For the poor life here is about doing what you can. They don't have the choices we take for granted in the west. All I can do is give her good working conditions and good food.
Sorry pal but that's the way things are out here and not much I do will change it.
Sorry to be harsh with you but reality isn't always ideal.

An eye opening bark I hope.


----------



## Jessiedog (Aug 22, 2008)

derf said:


> I also agree that a 13 year old working isn't ideal but if you have seen Asia as you say you will know that it isn't an ideal world.
> It's a sad fact that if I didn't employ her she would still be working but in far worse conditions than she has with me.



Send her to school.

You can afford it, if you want to.

But you don't want to - you'd just prefer to employ a 13 year old at GBP 12:00 per month in order to make your life easier.

I know what kind of person you are - at least in this respect.




Woof


----------



## derf (Aug 23, 2008)

Jessiedog said:


> Send her to school.
> 
> You can afford it, if you want to.
> 
> ...




I could afford to send her to school but not if I want to have a maid.
If the business goes well in a few months that may change but not at the moment.
I have no income and must be careful not to overspend. If you really want to help I'll get you the school's telephone number. I'm sure that they will give you their bank details so you can transfer funds for her schooling.
That will satisfy your lefty mates and make you feel all warm and fluffy inside.
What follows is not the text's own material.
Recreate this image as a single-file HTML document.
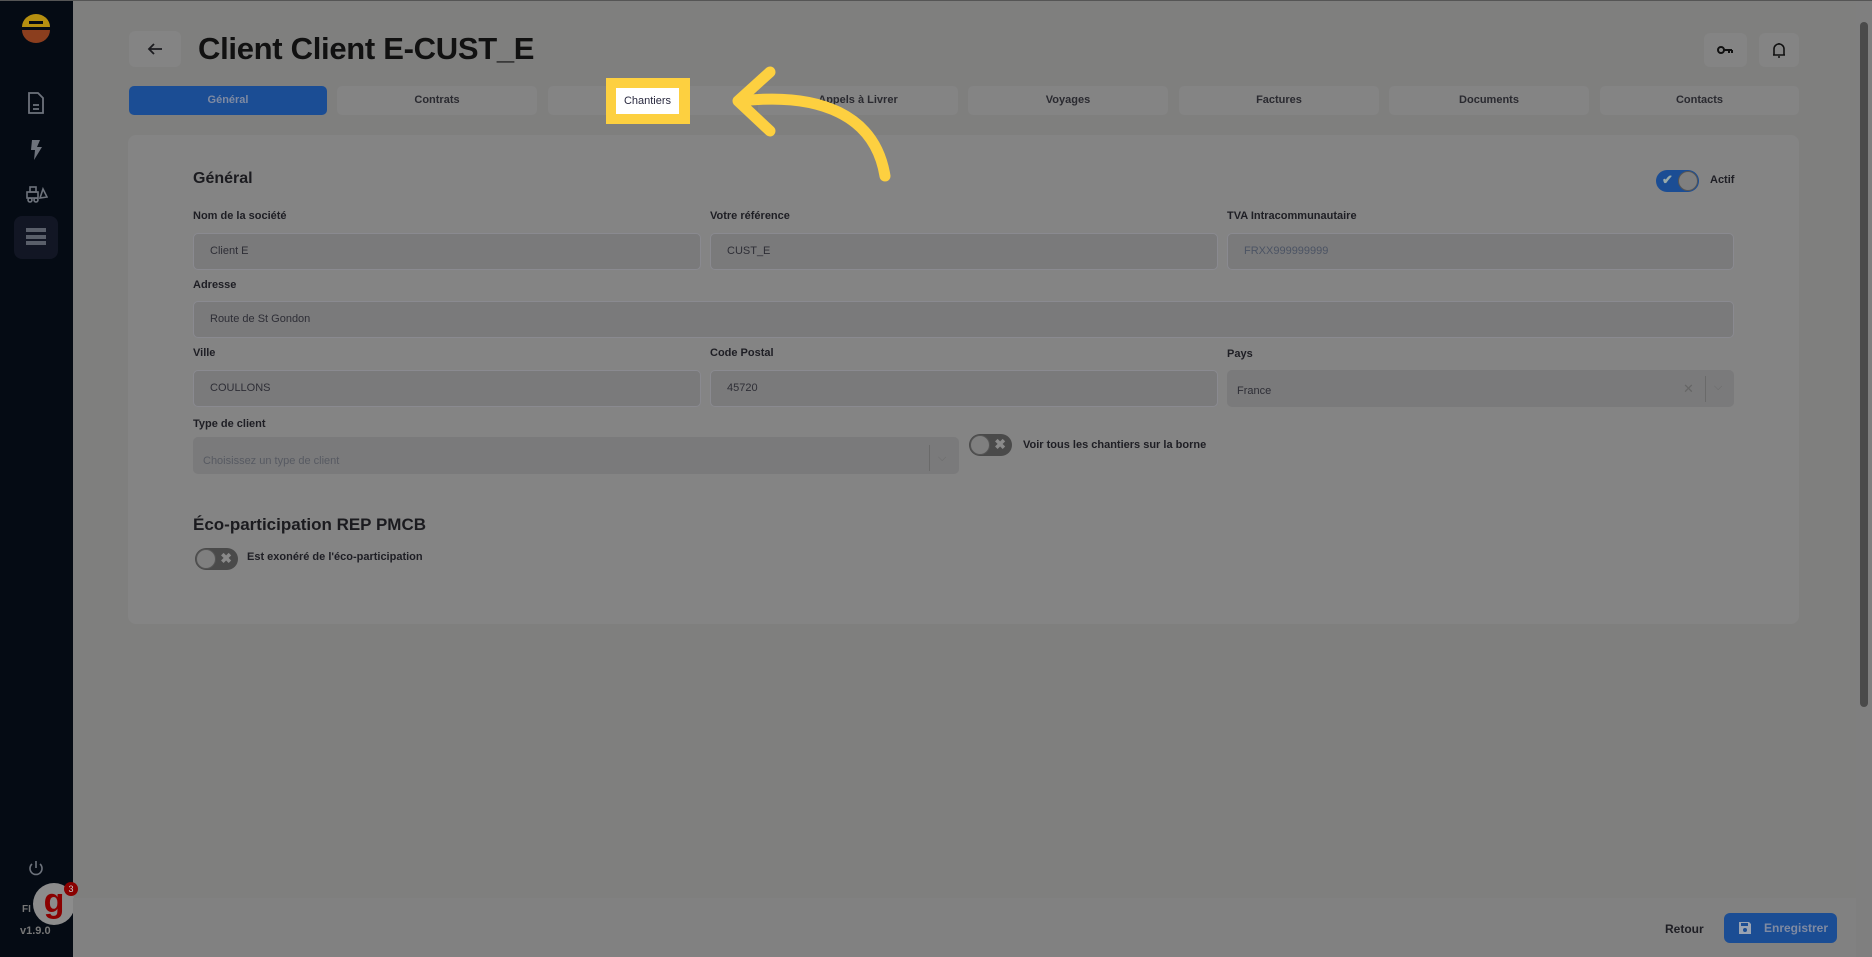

I'll go and employ another girl to do her job. Lots of kids here unable to go to school for lack of cash looking for a good employer.
Anyway what exactly is wrong with 12 quid a month?
This isn't the UK and UK standards don't apply here.
What would you have me do?
Maybe pay UK minimum wage. That would put her in the super income bracket here so so would be the rich fucker employing a maid to do her job at.......
You guessed it, 12 quid a month or less. I am considered a good employer as I pay above the going rate and better working conditions that most. 
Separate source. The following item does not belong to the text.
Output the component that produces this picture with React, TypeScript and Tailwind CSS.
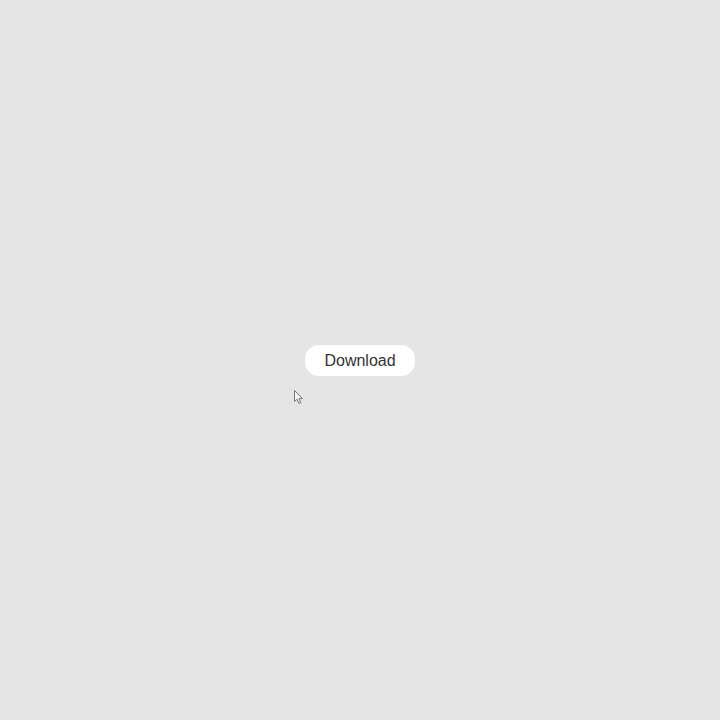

What you have to do is return to Asia but this time don't go to bars, get pissed and say you understand a country but open your eyes and take in what you see. If you take the trouble to do so you will see what is real for many people here and how they have to live.
Reading your posts I get the idea you have left wing ideals. Fine but reallity is a fucker for people here if they don't have cash and no matter how wrong you think it is the situation won't change unless people in rich countries get off their arses and help.
When we built the house we used all local traders from the village if we could and bought as much as we could in the village shops. It has made things a little better for others. An injection of cash helped the locals out but it wasn't charity. Again we paid above the going rate to the workers but they had to do an honest days work to get it.
I'm sure you were wondering how much we paid the blokes so I'll tell.
The dogsbodies got 6 quid a week and the skilled guys 12.

By the way the maid next door gets 6 quid a month and works twice the hours doing the housework and them making crackers until the evening.

Isn't reality a total bastard?


----------



## harpo (Aug 23, 2008)

How about employ someone over school age? Has that been said before? Surely yes.  If you're that arsed, set up a charity for those at a tender age and then people might donate.  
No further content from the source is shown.